This was despite organisers only launching their official call for sponsors in August.
The UK Government’s COP Unit has set out criteria for sponsors of a UN climate summit, indicating that applicants must be “leaders in their industry, driving positive change and innovation towards a lower carbon world”. However, emails and meeting notes (released to Culture Unstained following Freedom of Information (FOI) requests) reveal a backchannel between oil companies and officials that could compromise the UK’s attempts to show climate leadership.
The documents revealed how Equinor, Shell and BP have been in close talks with UK Government officials for many months, discussing sponsorship and other forms of partnership around the COVID-delayed summit, now scheduled for November 2021. They show how:
- Norwegian oil giant Equinor has had in-depth meetings with the COP Unit and was brazenly pushing for a sponsorship deal in emails to civil servants last October: “If I was to ask you – ballpark – how much money you would like from us, for what, and with what visibility for us, what would you say?”
- During a two-week period in March, BP discussed its involvement in COP26 at four separate meetings across government, including over lunch with Minister for Business Kwasi Kwarteng, where notes recorded how: “[BP] really want to be involved [in COP26] and [is] keen to work with the government. [BP is] currently meeting with several different people from all across government.”
- Shell has been seeking to ‘partner’ with the government on COP since July 2019 and raised COP26 over dinner with the UK Ambassador in The Hague. Campaigners are now calling on the President of COP26, Alok Sharma, to explicitly rule out partnerships with fossil fuel companies, after the ‘Big Oil Reality Check’ report (released in September) made clear that no major oil and gas company has adopted a “serious climate plan aligned with the Paris goals”.

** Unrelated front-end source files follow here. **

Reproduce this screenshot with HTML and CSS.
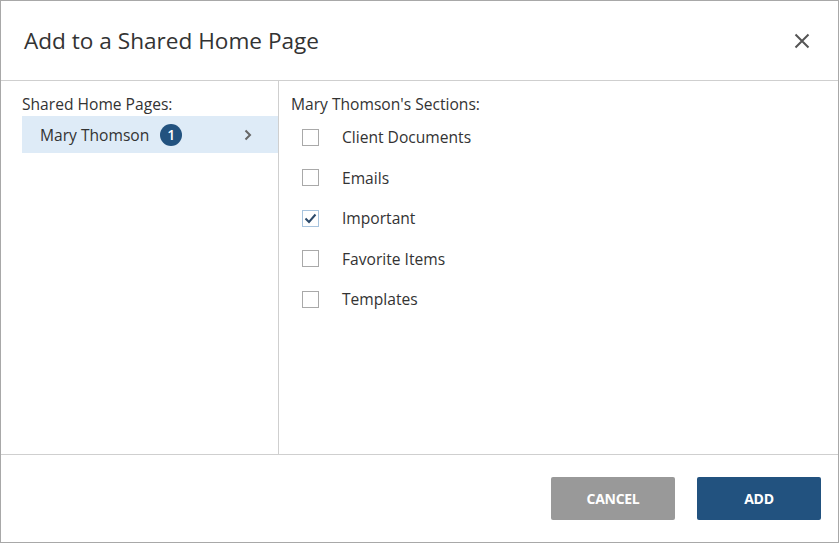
FILE: index.html
```html
<!DOCTYPE html>
<html>
  <head>
    <meta name="viewport" content="width=device-width,initial-scale=1.0">
    <title>Add to a Shared Home Page</title>
    <link rel="stylesheet" href="styles.css">
  </head>
  <body>
    <div class="dialog">
      <div class="dialog-header">
        <div class="dialog-title">Add to a Shared Home Page</div>
        <svg class="close-icon" width="16" height="16" viewBox="0 0 16 16">
          <path d="M1.5 1.5 L14.5 14.5 M14.5 1.5 L1.5 14.5" stroke="#555" stroke-width="2" fill="none"/>
        </svg>
      </div>

      <div class="dialog-body">
        <div class="pages-column">
          <div class="column-label">Shared Home Pages:</div>
          <div class="page-row selected">
            <span class="page-name">Mary Thomson</span>
            <span class="badge">1</span>
            <svg class="chevron" width="8" height="12" viewBox="0 0 8 12">
              <path d="M1.5 1.5 L6 6 L1.5 10.5" stroke="#666" stroke-width="2" fill="none"/>
            </svg>
          </div>
        </div>

        <div class="sections-column">
          <div class="column-label">Mary Thomson's Sections:</div>
          <div class="section-list">
            <div class="section-row">
              <span class="checkbox"></span>
              <span class="section-name">Client Documents</span>
            </div>
            <div class="section-row">
              <span class="checkbox"></span>
              <span class="section-name">Emails</span>
            </div>
            <div class="section-row">
              <span class="checkbox checked">
                <svg width="13" height="11" viewBox="0 0 13 11">
                  <path d="M1.5 5.5 L5 9 L11.5 1.5" stroke="#2c4a6b" stroke-width="2" fill="none"/>
                </svg>
              </span>
              <span class="section-name">Important</span>
            </div>
            <div class="section-row">
              <span class="checkbox"></span>
              <span class="section-name">Favorite Items</span>
            </div>
            <div class="section-row">
              <span class="checkbox"></span>
              <span class="section-name">Templates</span>
            </div>
          </div>
        </div>
      </div>

      <div class="dialog-footer">
        <button class="button button-cancel">CANCEL</button>
        <button class="button button-add">ADD</button>
      </div>
    </div>
  </body>
</html>
```

FILE: styles.css
```css
body {
  margin: 0;
  padding: 0;
  font-family: 'Open Sans', 'Liberation Sans', sans-serif;
  color: #333;
  background: #fff;
}

.dialog {
  width: 839px;
  height: 543px;
  box-sizing: border-box;
  border: 1px solid #a8a8a8;
  display: flex;
  flex-direction: column;
}

.dialog-header {
  height: 79px;
  border-bottom: 1px solid #cfcfcf;
  display: flex;
  align-items: center;
  padding: 0 28px 0 23px;
}

.dialog-title {
  flex: 1;
  font-size: 22.6px;
  color: #333;
  padding-bottom: 1px;
}

.close-icon {
  display: block;
}

.dialog-body {
  height: 373px;
  display: flex;
}

.pages-column {
  width: 256px;
  padding: 13px 0 0 21px;
  border-right: 1px solid #cfcfcf;
}

.column-label {
  font-size: 15.6px;
  line-height: 21px;
  color: #333;
}

.page-row {
  height: 37px;
  margin-top: 1px;
  display: flex;
  align-items: center;
  padding: 0 26px 0 18px;
  font-size: 15.6px;
}

.page-row.selected {
  background: #deebf7;
}

.badge {
  width: 22px;
  height: 22px;
  border-radius: 50%;
  background: #22527f;
  color: #fff;
  font-size: 14px;
  font-weight: 600;
  display: flex;
  align-items: center;
  justify-content: center;
  margin-left: 11px;
}

.chevron {
  margin-left: auto;
  display: block;
}

.sections-column {
  flex: 1;
  padding: 13px 0 0 12px;
}

.section-list {
  padding: 2px 0 0 11px;
}

.section-row {
  height: 40.5px;
  display: flex;
  align-items: center;
  font-size: 15.6px;
}

.checkbox {
  width: 15px;
  height: 15px;
  border: 1px solid #a9a9a9;
  background: #fff;
  display: flex;
  align-items: center;
  justify-content: center;
  margin-right: 23px;
}

.checkbox.checked {
  border-color: #a8c4de;
}

.dialog-footer {
  flex: 1;
  border-top: 1px solid #cfcfcf;
  display: flex;
  justify-content: flex-end;
  align-items: flex-start;
  gap: 22px;
  padding: 22px 17px 0 0;
}

.button {
  width: 124px;
  height: 43px;
  border: none;
  border-radius: 2px;
  color: #fff;
  font-family: 'Open Sans', 'Liberation Sans', sans-serif;
  font-size: 14px;
  font-weight: 700;
  letter-spacing: -0.3px;
  cursor: pointer;
}

.button-cancel {
  background: #999;
}

.button-add {
  background: #22527f;
}
```
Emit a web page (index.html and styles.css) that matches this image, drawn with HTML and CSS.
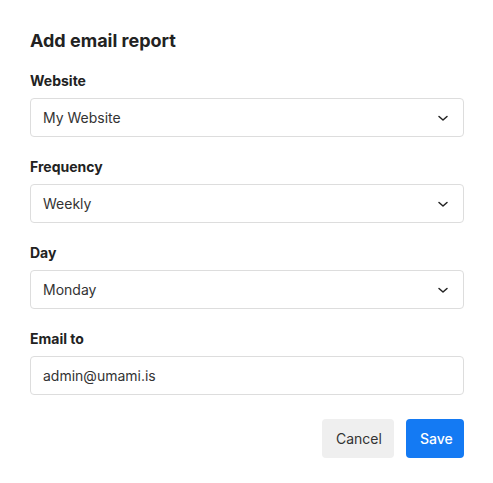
FILE: index.html
```html
<!DOCTYPE html>
<html>
<head>
<meta charset="utf-8">
<link rel="stylesheet" href="styles.css">
</head>
<body>
<div class="dialog">
  <h1 class="title">Add email report</h1>
  <div class="form">
    <div class="field">
      <div class="label">Website</div>
      <div class="select"><span>My Website</span><svg class="chev" width="12" height="12" viewBox="0 0 12 12"><path d="M2 4.5 L6 8 L10 4.5" fill="none" stroke="#222" stroke-width="1.5" stroke-linecap="round" stroke-linejoin="round"/></svg></div>
    </div>
    <div class="field">
      <div class="label">Frequency</div>
      <div class="select"><span>Weekly</span><svg class="chev" width="12" height="12" viewBox="0 0 12 12"><path d="M2 4.5 L6 8 L10 4.5" fill="none" stroke="#222" stroke-width="1.5" stroke-linecap="round" stroke-linejoin="round"/></svg></div>
    </div>
    <div class="field">
      <div class="label">Day</div>
      <div class="select"><span>Monday</span><svg class="chev" width="12" height="12" viewBox="0 0 12 12"><path d="M2 4.5 L6 8 L10 4.5" fill="none" stroke="#222" stroke-width="1.5" stroke-linecap="round" stroke-linejoin="round"/></svg></div>
    </div>
    <div class="field">
      <div class="label">Email to</div>
      <div class="input">admin@umami.is</div>
    </div>
  </div>
  <div class="buttons">
    <button class="btn cancel">Cancel</button>
    <button class="btn save">Save</button>
  </div>
</div>
</body>
</html>
```
FILE: styles.css
```css
html, body { margin: 0; background: #fff; }
body {
  font-family: Inter, "Noto Sans", sans-serif;
  color: #222;
}
.dialog {
  padding: 29px 29px 0 30px;
}
.title {
  margin: 0 0 18px;
  font-size: 18px;
  line-height: 24px;
  font-weight: 700;
  color: #222;
}
.form {
  display: flex;
  flex-direction: column;
  gap: 20px;
}
.field {
  display: flex;
  flex-direction: column;
  gap: 7px;
}
.label {
  font-size: 14px;
  line-height: 20px;
  font-weight: 700;
  color: #222;
}
.select, .input {
  box-sizing: border-box;
  height: 39px;
  border: 1px solid #ddd;
  border-radius: 4px;
  padding: 0 14px 0 12px;
  display: flex;
  align-items: center;
  justify-content: space-between;
  font-size: 14px;
  color: #333;
}
.buttons {
  display: flex;
  justify-content: flex-end;
  gap: 12px;
  margin-top: 24px;
}
.btn {
  font-family: inherit;
  font-size: 14px;
  height: 39px;
  border: none;
  border-radius: 4px;
  padding: 0 14px;
}
.cancel { background: #efefef; color: #333; width: 72px; }
.save { background: #147af3; color: #fff; width: 58px; font-weight: 500; }
```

A coalition of climate organisations (including Culture Unstained, 350.org, Glasgow Calls Out Polluters, Polluters Out, Friends of the Earth Scotland and Corporate Europe Observatory) have launched a petition calling on Alok Sharma and the COP Unit to:
- Publicly rule out fossil fuel companies as sponsors because they are responsible for high levels of greenhouse gas emissions and are continuing to invest in fossil fuel extraction.
- Ensure that no big polluters – or companies facilitating other forms of environmental destruction – are included as sponsors of the COP. Dr Chris Garrard, Co-director of Culture Unstained, commented:
“The cynical motives of the fossil fuel industry have once again been laid bare. Whether it is by sponsoring museums or the crucial COP26 climate negotiations, these companies are more bothered about looking green than genuinely shifting their businesses away from fossil fuels as the climate emergency - and the Paris Climate Agreement - demands.
The list of cultural organisations and institutional investors cutting ties to oil companies is growing fast. With COP26 delayed, Alok Sharma and the COP Unit must now draw the same ethical red line. Otherwise it will be showing the world that it is siding with major polluters before the talks even begin.”